As for style, my garden is surrounded by fields, so the design fits in with the location — essentially prairie combined with annuals.
The philosophy of right plant, right place is great for the speed-gardener; and means you do not have to improve your soil. Pragmatism rules.
And those long commutes give you time to plan and research your plants before you order – make use of them!
Accept complete failure stoically
On the flip side, some of the more needy varieties of plants will die through lack of attention or by being ignored on the wrong day of the week.
I’ve had heart-breaking failures — farewell, fickle Daphne mezereum, all those fancy achilleas that reverted to yarrow within a year — and plants I don’t seem to be able to grow, no matter what.
This year I’m finally giving up on Convallaria majalis, lily of the valley. If anyone has any tips on how to establish it, please let me know.

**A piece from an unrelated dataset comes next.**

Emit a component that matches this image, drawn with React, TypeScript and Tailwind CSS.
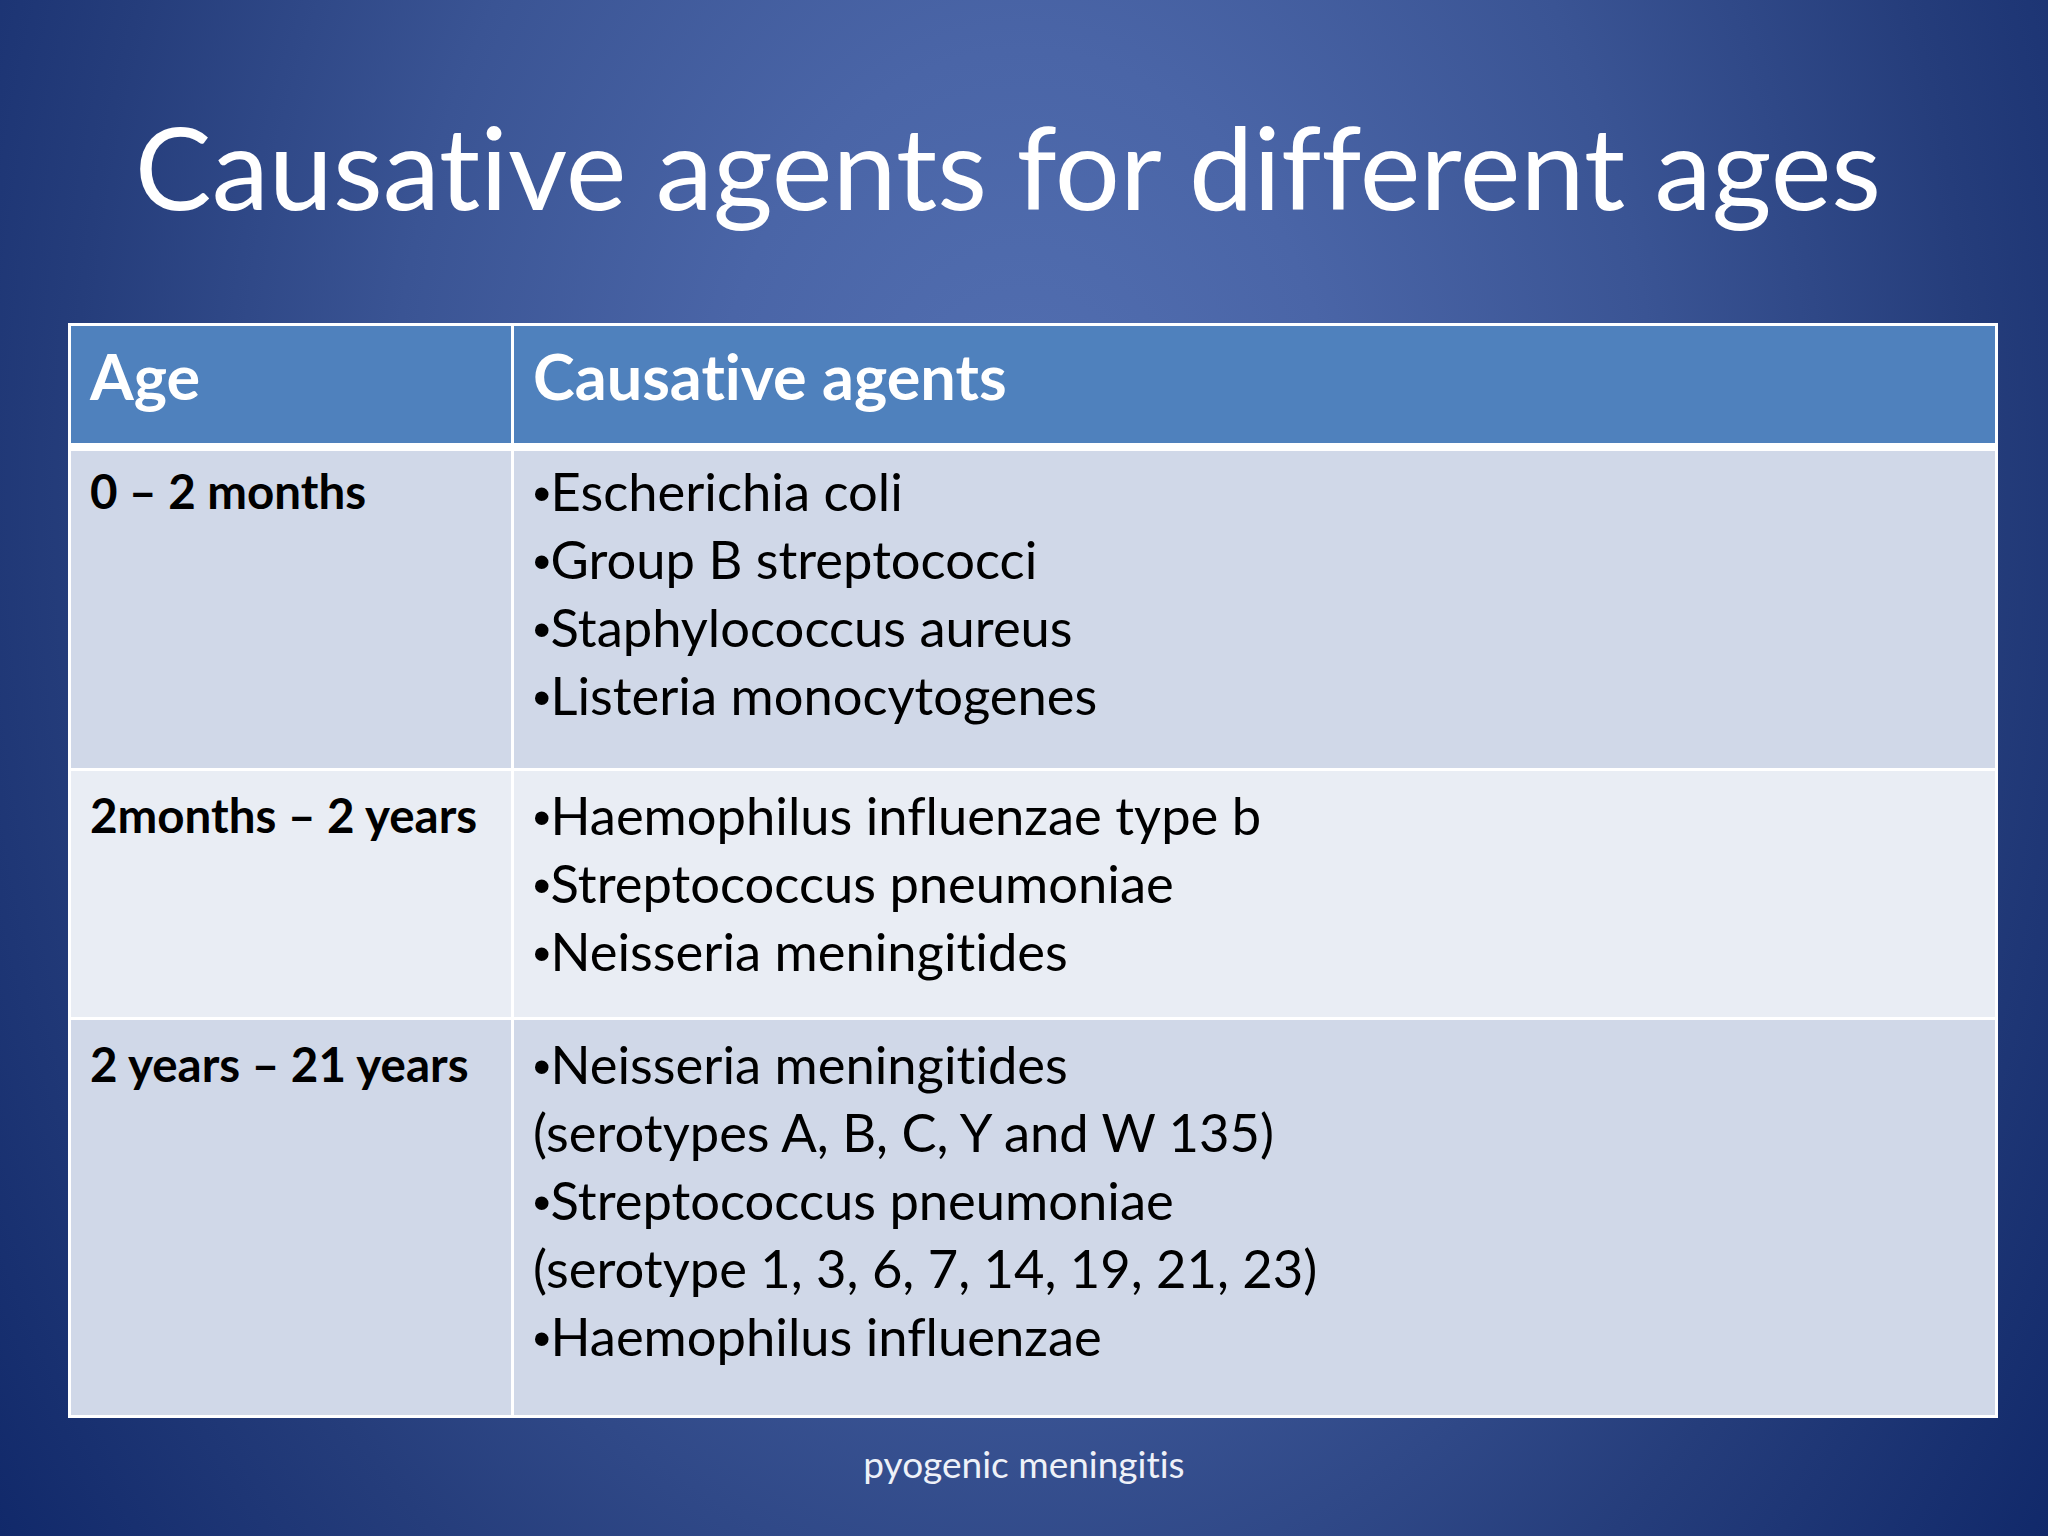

And clematis. I can barely bring myself to think of all the beautiful climbers I have bought, and which have returned the favour by curling up their toes and checking out almost immediately they’ve been taken out of their pot.
Topiary and hedging, which require sudden bursts of action (pruning) followed by months, if not years, of inaction, are a commuter’s best friend. They fit the schedule perfectly.
The terrace garden has four yews shaped into spirals and egg-cup shapes, which are gradually, over the years, filling out; as is the small yew hedge with the beginnings of shapes (I haven’t decided what yet, maybe next year inspiration will strike).
Five Quercus ilex are in mid-topiarisation; I bought them about six years ago, and I hope within the next two years I will have finished a basic shape on them all. Which is related to…
Great structure really helps the time-poor gardener.
When all else is falling apart — you haven’t had time to weed, the geraniums are over-grown and swallowing the young alliums, bits of unidentified dead stuff, possibly wind-bashed cerinthes, need clearing — if you have a no-nonsense set of shrubs, trees, paths and hedging, you will have something that holds the garden together.
One of my best investments were six curry plants, Helichrysum italicum, punctuating the terrace garden. They are discreet, unassuming little shrubs, are pruned quickly and easily, smell gorgeous in summer, and distract the eye from no end of mess in between them. Which leads to…
Busy people don’t worry about mess.
No need to elaborate. It’s just that the time-poor gardener will have a lot more of it than any other kind of gardener.
You will have to develop your own philosophy about disaster areas, although it helps if it can be confined to a single area at a time.
I try to focus on what the offending patch will look like next year, or the year after, and steer visitors in another direction.
Friends and family
Remember to be extremely nice to them when you see them, which obviously isn’t often.
If you are lucky you will have a few hardy, forgiving soul mates who will not mind you bunking out of dinner parties by the time the soup is served or falling asleep through sheer fatigue while they are explaining their eldest child’s gap year plans.
On the other hand, if they do mind, you won’t notice, because you will be planning next year’s roses.
Kylie’s garden will be open for the NGS on July 9th and 10th 2016.